Но все уже не так, как прежде. Незначительные сдвиги в душе делают немыслимым то, что раньше казалось единственно правильным. И однако же невозможно распорядиться чужой судьбой — нужно быть богом или дьяволом, чтобы вмешиваться и менять существующий порядок вещей. Осе не была ни тем, ни другим. Она знала, что однажды, совсем скоро, она проснется утром и увидит рядом окаменелое, потное лицо Херберта и сочащийся в комнату серый свет, перебирающий предмет за предметом своими липкими, заплесневелыми пальцами. А перед внутренним ее взором будет выцветший, полинявший образ лета, а в центре, черным по белому, — изящная головка.
В последнее время она больше стала баловать Ибен, и та преспокойно ей позволяла. Она витала где-то далеко и едва ли замечала, что посуда после обеда перемыта, и пыль стерта, и пол подметен, и плита вычищена. Не потому, что принимала это как должное, просто ей было безразлично, так это или не так.
Осе отлично знала, что отпуск она брала за свой счет и что с деньгами у нее сейчас наверняка плохо, а может, и вообще нет ни гроша. Она не уверена была, заботит ли это хоть сколько-нибудь саму Ибен, ведь деньги ей здесь в общем-то ни к чему, зато Осе это мучило. С тех пор как она вышла замуж за Херберта и заимела вдруг «верный кусок хлеба», она постоянно испытывала какое-то неясное чувство вины перед теми, кто был обеспечен хуже нее.
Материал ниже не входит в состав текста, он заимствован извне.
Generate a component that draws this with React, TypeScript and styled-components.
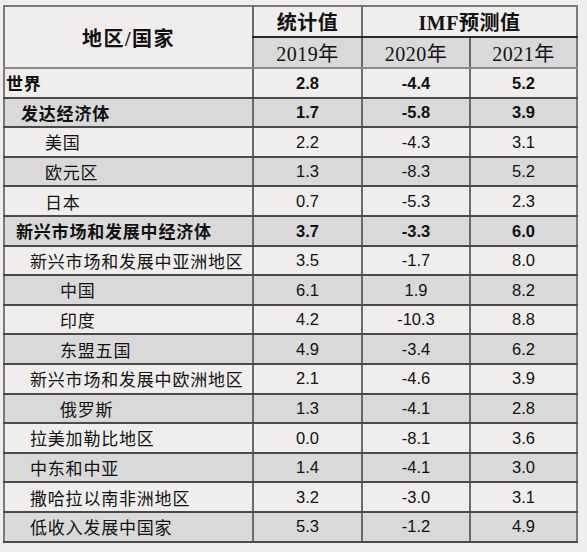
import styled, { createGlobalStyle } from 'styled-components';

const GlobalStyle = createGlobalStyle`
  html, body {
    margin: 0;
    padding: 0;
    background: #efeeec;
  }
`;

type Row = {
  label: string;
  indent: number;
  bold?: boolean;
  values: [string, string, string];
};

const rows: Row[] = [
  { label: '世界', indent: 1, bold: true, values: ['2.8', '-4.4', '5.2'] },
  { label: '发达经济体', indent: 16, bold: true, values: ['1.7', '-5.8', '3.9'] },
  { label: '美国', indent: 40, values: ['2.2', '-4.3', '3.1'] },
  { label: '欧元区', indent: 40, values: ['1.3', '-8.3', '5.2'] },
  { label: '日本', indent: 40, values: ['0.7', '-5.3', '2.3'] },
  { label: '新兴市场和发展中经济体', indent: 11, bold: true, values: ['3.7', '-3.3', '6.0'] },
  { label: '新兴市场和发展中亚洲地区', indent: 25, values: ['3.5', '-1.7', '8.0'] },
  { label: '中国', indent: 55, values: ['6.1', '1.9', '8.2'] },
  { label: '印度', indent: 55, values: ['4.2', '-10.3', '8.8'] },
  { label: '东盟五国', indent: 55, values: ['4.9', '-3.4', '6.2'] },
  { label: '新兴市场和发展中欧洲地区', indent: 25, values: ['2.1', '-4.6', '3.9'] },
  { label: '俄罗斯', indent: 55, values: ['1.3', '-4.1', '2.8'] },
  { label: '拉美加勒比地区', indent: 25, values: ['0.0', '-8.1', '3.6'] },
  { label: '中东和中亚', indent: 25, values: ['1.4', '-4.1', '3.0'] },
  { label: '撒哈拉以南非洲地区', indent: 25, values: ['3.2', '-3.0', '3.1'] },
  { label: '低收入发展中国家', indent: 25, values: ['5.3', '-1.2', '4.9'] },
];

const Page = styled.div`
  padding: 5px 0 0 3px;
`;

const Table = styled.table`
  border-collapse: collapse;
  table-layout: fixed;
  width: 573px;
  border: 2px solid #7a7a7a;
  color: #111;
`;

const Col = styled.col<{ $w: number }>`
  width: ${(p) => p.$w}px;
`;

const HeadCell = styled.th<{ $shaded?: boolean; $first?: boolean }>`
  height: ${(p) => (p.$first ? 58 : 29)}px;
  padding: 0;
  text-align: center;
  background: ${(p) => (p.$shaded ? '#d9d9d9' : '#efeeec')};
  border-left: 2px solid #6b6b6b;
  border-bottom: 2px solid #2a2a2a;
  font-family: 'Liberation Serif', 'Noto Sans CJK SC', serif;
  font-size: 20px;
  font-weight: ${(p) => (p.$shaded ? 400 : 700)};
  letter-spacing: 0.5px;
`;

const LabelHead = styled(HeadCell)`
  border-left: none;
  border-right: 1px solid #111;
  border-bottom: 2px solid #8a8a8a;
  font-size: 20px;
  letter-spacing: 1.5px;
`;

const Year = styled(HeadCell)`
  border-bottom: 2px solid #8a8a8a;
`;

const DataRow = styled.tr<{ $shaded: boolean }>`
  height: 29.6px;
  background: ${(p) => (p.$shaded ? '#d9d9d9' : '#efeeec')};
`;

const Label = styled.td<{ $indent: number; $bold?: boolean }>`
  padding: 0 0 0 ${(p) => p.$indent}px;
  border-right: 1px solid #111;
  border-bottom: 2px solid #4a4a4a;
  font-family: 'Noto Sans CJK SC', 'Liberation Sans', sans-serif;
  font-size: 17px;
  font-weight: ${(p) => (p.$bold ? 700 : 400)};
  letter-spacing: 0.8px;
  white-space: nowrap;
  line-height: 1;
`;

const Value = styled.td<{ $bold?: boolean }>`
  padding: 0;
  text-align: center;
  border-left: 2px solid #6b6b6b;
  border-bottom: 2px solid #4a4a4a;
  font-family: 'Liberation Sans', Arial, sans-serif;
  font-size: 16.5px;
  font-weight: ${(p) => (p.$bold ? 700 : 400)};
  line-height: 1;
`;

export default function App() {
  return (
    <Page>
      <GlobalStyle />
      <Table>
        <colgroup>
          <Col $w={249} />
          <Col $w={109} />
          <Col $w={108} />
          <Col $w={107} />
        </colgroup>
        <thead>
          <tr>
            <LabelHead rowSpan={2} $first>
              地区/国家
            </LabelHead>
            <HeadCell>统计值</HeadCell>
            <HeadCell colSpan={2}>IMF预测值</HeadCell>
          </tr>
          <tr>
            <Year $shaded>2019年</Year>
            <Year $shaded>2020年</Year>
            <Year $shaded>2021年</Year>
          </tr>
        </thead>
        <tbody>
          {rows.map((r, i) => (
            <DataRow key={r.label} $shaded={i % 2 === 1}>
              <Label $indent={r.indent} $bold={r.bold}>
                {r.label}
              </Label>
              {r.values.map((v, j) => (
                <Value key={j} $bold={r.bold}>
                  {v}
                </Value>
              ))}
            </DataRow>
          ))}
        </tbody>
      </Table>
    </Page>
  );
}
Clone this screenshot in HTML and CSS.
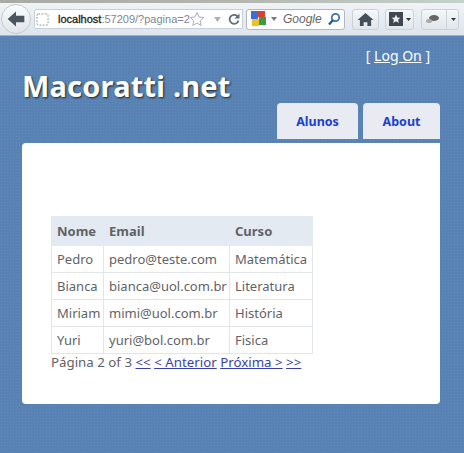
FILE: index.html
```html
<!DOCTYPE html>
<html lang="pt">
<head>
<meta charset="utf-8">
<title>Macoratti .net</title>
<link rel="stylesheet" href="styles.css">
</head>
<body>
<div class="tabstrip"></div>
<div class="toolbar">
  <div class="back"><svg width="20" height="20" viewBox="0 0 24 24"><path d="M2 12l10-9v5h10v8H12v5z" fill="#4a5560"/></svg></div>
  <div class="urlbar">
    <svg class="favicon" width="13" height="13" viewBox="0 0 14 14"><rect x="1" y="1" width="12" height="12" rx="1.5" fill="none" stroke="#8a8a8a" stroke-dasharray="2 1.5"/></svg>
    <div class="urlfield">
      <span class="url"><b>localhost</b>:57209/?pagina=2</span>
      <svg class="star" width="16" height="16" viewBox="0 0 16 16"><path d="M8 1.500l2 4.500 4.800.5-3.600 3.200 1 4.800L8 12l-4.200 2.500 1-4.800L1.200 6.500 6 6z" fill="#fff" stroke="#a8b0b8"/></svg>
      <svg class="drop" width="7" height="5" viewBox="0 0 8 6"><path d="M0 0h8L4 6z" fill="#a8b0b8"/></svg>
      <svg class="reload" width="12" height="12" viewBox="0 0 12 12"><path d="M10 4A4.500 4.500 0 1 0 10.500 7.500" fill="none" stroke="#5f6b76" stroke-width="1.800"/><path d="M11.500 0.500v5h-5z" fill="#5f6b76"/></svg>
    </div>
  </div>
  <div class="search">
    <svg width="18" height="18" viewBox="0 0 18 18"><rect x="1" y="1" width="7" height="8" fill="#3b6fd4"/><rect x="8" y="1" width="7" height="6" fill="#d8402f"/><rect x="9" y="7" width="7" height="8" fill="#3f9a3f"/><rect x="2" y="9" width="7" height="7" fill="#efc02c"/></svg>
    <svg class="sdrop" width="6" height="4" viewBox="0 0 6 4"><path d="M0 0h6L3 4z" fill="#777"/></svg>
    <span class="google">Google</span>
    <svg class="lens" width="14" height="14" viewBox="0 0 14 14"><circle cx="8.500" cy="5.500" r="3.700" fill="none" stroke="#3d73a8" stroke-width="1.800"/><path d="M6 8l-4 4.500" stroke="#2c5a88" stroke-width="2.400"/></svg>
  </div>
  <div class="tool home"><svg width="17" height="15" viewBox="0 0 18 16"><path d="M9 1L0.500 8.500H3V15h4v-4h4v4h4V8.500h2.500z" fill="#444f5a"/></svg></div>
  <div class="tool bookmarks"><svg width="14" height="14" viewBox="0 0 14 14"><rect width="14" height="14" fill="#3f4750"/><path d="M7 2.500l1.300 2.900 3.100.3-2.300 2.100.7 3.100L7 9.300 4.200 10.900l.7-3.100-2.300-2.100 3.100-.3z" fill="#eee"/></svg><svg width="5" height="3" viewBox="0 0 5 3"><path d="M0 0h5L2.500 3z" fill="#333"/></svg></div>
  <div class="tool addon"><svg width="16" height="14" viewBox="0 0 16 14"><ellipse cx="9" cy="6" rx="5" ry="3" fill="#666"/><ellipse cx="4" cy="9" rx="3" ry="2" fill="#aaa"/></svg><i class="sep"></i><svg width="5" height="3" viewBox="0 0 5 3"><path d="M0 0h5L2.500 3z" fill="#333"/></svg></div>
</div>
<div class="page">
  <div class="login">[ <a href="#">Log On</a> ]</div>
  <h1 class="brand">Macoratti .net</h1>
  <nav class="menu">
    <a class="tab tab-alunos" href="#">Alunos</a>
    <a class="tab tab-about" href="#">About</a>
  </nav>
  <main class="card">
    <table class="grid">
      <thead>
        <tr><th class="c1">Nome</th><th class="c2">Email</th><th class="c3">Curso</th></tr>
      </thead>
      <tbody>
        <tr><td>Pedro</td><td>pedro@teste.com</td><td>Matemática</td></tr>
        <tr><td>Bianca</td><td>bianca@uol.com.br</td><td>Literatura</td></tr>
        <tr><td>Miriam</td><td>mimi@uol.com.br</td><td>História</td></tr>
        <tr><td>Yuri</td><td>yuri@bol.com.br</td><td>Fisica</td></tr>
      </tbody>
    </table>
    <p class="pager">Página 2 of 3 <a href="#">&lt;&lt;</a> <a href="#">&lt; Anterior</a> <a href="#">Próxima &gt;</a> <a href="#">&gt;&gt;</a></p>
  </main>
</div>
</body>
</html>
```
FILE: styles.css
```css
* { box-sizing: border-box; }
html, body { margin: 0; padding: 0; }
body {
  width: 464px;
  height: 453px;
  overflow: hidden;
  font-family: "Noto Sans", "DejaVu Sans", sans-serif;
  background-color: #5782b3;
  background-image: radial-gradient(rgba(255,255,255,.07) 1px, transparent 1px);
  background-size: 3px 3px;
}
.tabstrip {
  height: 3px;
  background: linear-gradient(90deg, #a9a9a6 0, #b5b5b0 50%, #c4d2cb 100%);
}
.toolbar {
  height: 33px;
  display: flex;
  align-items: center;
  padding-left: 1px;
  background: linear-gradient(#f0f3f6, #dde5ec);
  border-bottom: 1px solid #9fb2c3;
}
.back {
  width: 30px;
  height: 30px;
  flex: none;
  border-radius: 50%;
  display: flex;
  align-items: center;
  justify-content: center;
  background: linear-gradient(#fbfcfd, #dfe5ea);
  border: 1px solid #c3ccd4;
}
.urlbar {
  display: flex;
  align-items: center;
  width: 209px;
  flex: none;
  margin-left: 3px;
  height: 20px;
  background: #fff;
  border: 1px solid #c5d0da;
  border-radius: 2px 0 0 2px;
}
.favicon { flex: none; margin: 0 4px 0 1px; }
.urlfield {
  flex: 1;
  height: 18px;
  display: flex;
  align-items: center;
  padding-left: 5px;
  font: 11px "Liberation Sans", sans-serif;
  color: #7b8794;
  min-width: 0;
}
.url { width: 126px; white-space: nowrap; flex: none; }
.url b { font-weight: normal; color: #222; -webkit-text-stroke: .3px #222; }
.star { margin-left: 5px; flex: none; }
.drop { margin-left: 9px; flex: none; }
.reload { margin-left: 7px; flex: none; }
.search {
  margin-left: 3px;
  width: 99px;
  height: 21px;
  display: flex;
  align-items: center;
  padding-left: 3px;
  background: #fff;
  border: 1px solid #aeb9c4;
  border-radius: 3px;
  flex: none;
}
.sdrop { margin-left: 3px; }
.google {
  font: italic 12px "Liberation Sans", sans-serif;
  color: #666;
  margin-left: 6px;
  flex: 1;
}
.lens { margin-right: 3px; }
.tool {
  height: 21px;
  flex: none;
  display: flex;
  align-items: center;
  justify-content: center;
  gap: 3px;
  border: 1px solid #c9d1d9;
  border-radius: 3px;
  background: linear-gradient(#f5f7f9, #e0e6ec);
}
.home { width: 27px; margin-left: 7px; }
.bookmarks { width: 29px; margin-left: 6px; }
.addon { width: 38px; margin-left: 7px; }
.sep { width: 1px; height: 19px; background: #c9d1d9; margin: 0 1px 0 2px; }

.page { padding: 0 24px 0 22px; }
.login {
  height: 36px;
  padding-top: 10px;
  padding-right: 10px;
  text-align: right;
  font-size: 14px;
  line-height: 20px;
  color: #fff;
}
.login a { color: #fff; }
.brand {
  margin: 0;
  height: 31px;
  font-size: 29px;
  line-height: 27px;
  font-weight: 700;
  letter-spacing: .2px;
  color: #fff;
  text-shadow: 1px 1px 2px #222;
}
.menu {
  display: flex;
  justify-content: flex-end;
  gap: 5px;
  height: 40px;
}
.tab {
  height: 36px;
  display: flex;
  align-items: center;
  justify-content: center;
  font-size: 12.500px;
  font-weight: 700;
  color: #1c3fd0;
  text-decoration: none;
  background: #e8ebf2;
  border-radius: 4px 4px 0 0;
}
.tab-alunos { width: 81px; }
.tab-about { width: 77px; }
.card {
  height: 261px;
  background: #fff;
  border-radius: 4px 0 4px 4px;
  padding: 73px 0 0 29px;
}
.grid {
  border-collapse: collapse;
  font-size: 13px;
  color: #5f6368;
  table-layout: fixed;
  width: 261px;
}
.grid th, .grid td {
  border: 1px solid #e3e6e8;
  padding: 0 5px;
  text-align: left;
  white-space: nowrap;
}
.grid th {
  height: 29px;
  background: #e4eaf1;
  font-weight: 700;
  border-color: #e4eaf1;
}
.grid td { height: 27px; }
.c1 { width: 52px; }
.c2 { width: 126px; }
.c3 { width: 83px; }
.pager {
  margin: 0;
  font-size: 13.300px;
  line-height: 16px;
  color: #5f6368;
}
.pager a { color: #3a3fa8; }
```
Хотя замуж она выходила вовсе не из материальных соображений. Если и могла она себя в чем упрекнуть, так скорее уж в том, что ей льстила слава Херберта. Он был признанный мастер, большой талант. А несоответствие между его авторитетом и его физической немощью помогало ей —
Один только раз — один-единственный раз — он взял в руки маленький набросок, который она положила рядом с собой у телефона, какие-то деревца у изгороди, и, отнеся на расстояние, оценивающе прищурил глубоко посаженные серые глаза: совсем неплохо, Осе, ты можешь, когда захочешь.
Но было уже слишком поздно. Мысли ее были заняты ребенком, шевелившимся в ней, как плещется в воде рыбка.
Но и это кончилось ничем. Когда вынесли из ее палаты в роддоме пустую колыбельку, ей это стало вспоминаться лишь поселившейся в ней на короткое время мечтой, расставание с которой было очень болезненно и которая никогда уж не возродится вновь. Это было даже и не настоящее горе — лишь немое изумление и беспокоящее сознание своей женской неполноценности. А Херберт был внимателен, ласков и измучен и по вечерам сидел, как прежде, возле нее на краешке кровати, раскручивая метр за метром белоснежные бинты со своих несчастных отекших ног и убеждая ее, что надо попытаться снова, что в следующий раз все будет хорошо, — а она так никогда и не собралась с духом, чтобы пойти к врачу и узнать, передается ли диабет по наследству.
Как-то вечером Ибен спросила: «Но ведь когда-то ты любила Херберта, правда же?»